Task statement: Pick out all lines of the entries that include the word "this" and copy them.
┌─ Entries shown
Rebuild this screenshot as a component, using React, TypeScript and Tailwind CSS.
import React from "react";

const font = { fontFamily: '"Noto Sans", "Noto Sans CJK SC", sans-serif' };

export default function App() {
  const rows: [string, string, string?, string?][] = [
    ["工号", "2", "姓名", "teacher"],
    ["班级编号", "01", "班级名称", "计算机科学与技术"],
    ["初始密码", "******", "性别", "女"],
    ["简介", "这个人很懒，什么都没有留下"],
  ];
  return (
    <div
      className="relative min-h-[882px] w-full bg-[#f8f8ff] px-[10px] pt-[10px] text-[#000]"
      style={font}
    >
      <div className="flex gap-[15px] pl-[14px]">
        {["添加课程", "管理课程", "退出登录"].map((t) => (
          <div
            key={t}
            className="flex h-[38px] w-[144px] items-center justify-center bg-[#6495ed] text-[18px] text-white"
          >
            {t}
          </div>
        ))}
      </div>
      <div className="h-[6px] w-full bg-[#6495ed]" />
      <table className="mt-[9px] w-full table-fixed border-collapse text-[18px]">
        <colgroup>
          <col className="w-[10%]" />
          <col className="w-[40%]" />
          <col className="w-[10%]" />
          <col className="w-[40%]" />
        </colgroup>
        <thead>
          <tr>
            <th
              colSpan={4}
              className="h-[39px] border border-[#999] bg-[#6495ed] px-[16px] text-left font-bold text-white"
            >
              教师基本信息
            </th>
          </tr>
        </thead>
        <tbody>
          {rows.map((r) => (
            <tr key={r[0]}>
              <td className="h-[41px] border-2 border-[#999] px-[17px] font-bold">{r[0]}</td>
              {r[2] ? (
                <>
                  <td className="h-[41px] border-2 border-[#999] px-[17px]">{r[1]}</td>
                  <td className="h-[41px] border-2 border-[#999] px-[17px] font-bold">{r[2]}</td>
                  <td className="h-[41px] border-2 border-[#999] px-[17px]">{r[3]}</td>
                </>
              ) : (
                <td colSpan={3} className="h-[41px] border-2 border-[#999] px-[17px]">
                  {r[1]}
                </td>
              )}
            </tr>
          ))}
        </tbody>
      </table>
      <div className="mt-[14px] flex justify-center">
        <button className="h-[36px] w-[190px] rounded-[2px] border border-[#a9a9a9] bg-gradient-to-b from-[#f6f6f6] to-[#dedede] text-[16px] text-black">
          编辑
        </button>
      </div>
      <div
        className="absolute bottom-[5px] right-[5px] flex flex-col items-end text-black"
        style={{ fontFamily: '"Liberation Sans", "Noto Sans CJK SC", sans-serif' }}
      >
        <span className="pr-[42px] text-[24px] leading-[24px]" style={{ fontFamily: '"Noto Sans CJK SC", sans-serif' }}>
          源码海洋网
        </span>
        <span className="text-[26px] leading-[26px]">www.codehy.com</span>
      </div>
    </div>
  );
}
└─
┌─ Entries shown
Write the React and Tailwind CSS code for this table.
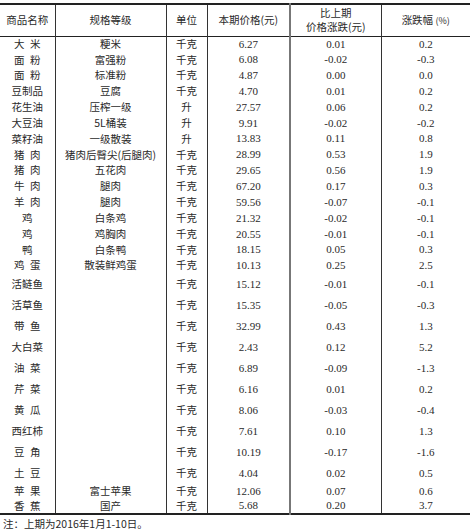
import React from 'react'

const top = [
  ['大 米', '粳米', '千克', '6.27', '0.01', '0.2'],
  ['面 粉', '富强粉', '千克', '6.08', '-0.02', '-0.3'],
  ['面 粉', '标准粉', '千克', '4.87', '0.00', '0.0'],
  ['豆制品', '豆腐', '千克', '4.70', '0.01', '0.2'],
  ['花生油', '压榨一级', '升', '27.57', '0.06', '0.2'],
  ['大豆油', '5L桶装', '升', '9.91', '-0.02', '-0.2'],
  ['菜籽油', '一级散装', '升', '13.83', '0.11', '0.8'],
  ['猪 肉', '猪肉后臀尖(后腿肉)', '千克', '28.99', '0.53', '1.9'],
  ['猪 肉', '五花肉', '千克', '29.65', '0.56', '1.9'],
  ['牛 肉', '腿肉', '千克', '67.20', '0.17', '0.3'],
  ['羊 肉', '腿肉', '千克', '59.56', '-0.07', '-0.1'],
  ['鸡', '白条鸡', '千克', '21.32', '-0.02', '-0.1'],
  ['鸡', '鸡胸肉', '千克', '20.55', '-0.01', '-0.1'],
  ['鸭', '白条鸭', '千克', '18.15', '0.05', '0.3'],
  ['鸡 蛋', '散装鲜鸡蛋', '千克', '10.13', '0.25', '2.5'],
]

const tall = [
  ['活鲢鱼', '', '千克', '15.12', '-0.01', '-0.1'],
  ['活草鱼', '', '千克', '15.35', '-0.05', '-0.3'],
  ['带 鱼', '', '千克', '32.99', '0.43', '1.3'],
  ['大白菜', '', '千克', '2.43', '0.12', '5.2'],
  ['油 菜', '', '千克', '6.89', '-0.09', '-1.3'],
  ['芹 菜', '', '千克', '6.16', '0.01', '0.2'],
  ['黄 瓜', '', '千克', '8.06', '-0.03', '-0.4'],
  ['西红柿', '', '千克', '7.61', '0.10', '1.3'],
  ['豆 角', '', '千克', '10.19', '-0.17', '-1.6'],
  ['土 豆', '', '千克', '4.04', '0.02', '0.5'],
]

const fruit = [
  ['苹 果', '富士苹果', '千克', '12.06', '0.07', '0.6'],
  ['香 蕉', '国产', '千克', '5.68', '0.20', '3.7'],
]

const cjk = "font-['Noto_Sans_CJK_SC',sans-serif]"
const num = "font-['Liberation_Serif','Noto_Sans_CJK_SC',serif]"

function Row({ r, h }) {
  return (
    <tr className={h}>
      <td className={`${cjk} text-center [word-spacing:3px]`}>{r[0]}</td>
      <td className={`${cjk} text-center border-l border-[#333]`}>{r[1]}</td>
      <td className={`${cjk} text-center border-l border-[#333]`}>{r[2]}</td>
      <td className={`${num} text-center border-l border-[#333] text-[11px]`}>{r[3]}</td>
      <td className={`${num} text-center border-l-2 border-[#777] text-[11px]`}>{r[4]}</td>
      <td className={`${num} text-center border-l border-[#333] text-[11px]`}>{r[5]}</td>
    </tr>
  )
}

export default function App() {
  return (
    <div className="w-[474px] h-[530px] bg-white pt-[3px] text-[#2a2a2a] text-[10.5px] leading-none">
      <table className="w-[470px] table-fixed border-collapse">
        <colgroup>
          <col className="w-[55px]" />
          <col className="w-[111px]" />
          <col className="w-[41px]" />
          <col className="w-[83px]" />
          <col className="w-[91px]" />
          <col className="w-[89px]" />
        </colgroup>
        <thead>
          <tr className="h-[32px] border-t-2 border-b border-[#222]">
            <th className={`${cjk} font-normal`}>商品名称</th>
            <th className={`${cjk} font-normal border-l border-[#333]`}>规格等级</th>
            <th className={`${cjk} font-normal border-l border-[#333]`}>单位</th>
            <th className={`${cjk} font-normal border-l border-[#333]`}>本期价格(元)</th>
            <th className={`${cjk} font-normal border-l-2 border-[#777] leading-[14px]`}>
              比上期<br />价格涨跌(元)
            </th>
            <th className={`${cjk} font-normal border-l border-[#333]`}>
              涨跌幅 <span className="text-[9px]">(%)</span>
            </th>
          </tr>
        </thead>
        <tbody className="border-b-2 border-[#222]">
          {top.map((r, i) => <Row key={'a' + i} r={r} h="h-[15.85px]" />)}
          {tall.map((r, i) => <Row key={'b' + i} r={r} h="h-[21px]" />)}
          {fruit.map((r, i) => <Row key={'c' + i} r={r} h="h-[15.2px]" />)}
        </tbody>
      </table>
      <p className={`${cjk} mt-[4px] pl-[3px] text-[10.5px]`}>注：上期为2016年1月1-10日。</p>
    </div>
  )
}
└─
Finished task:
Rebuild this screenshot as a component, using React, TypeScript and Tailwind CSS.
Write the React and Tailwind CSS code for this table.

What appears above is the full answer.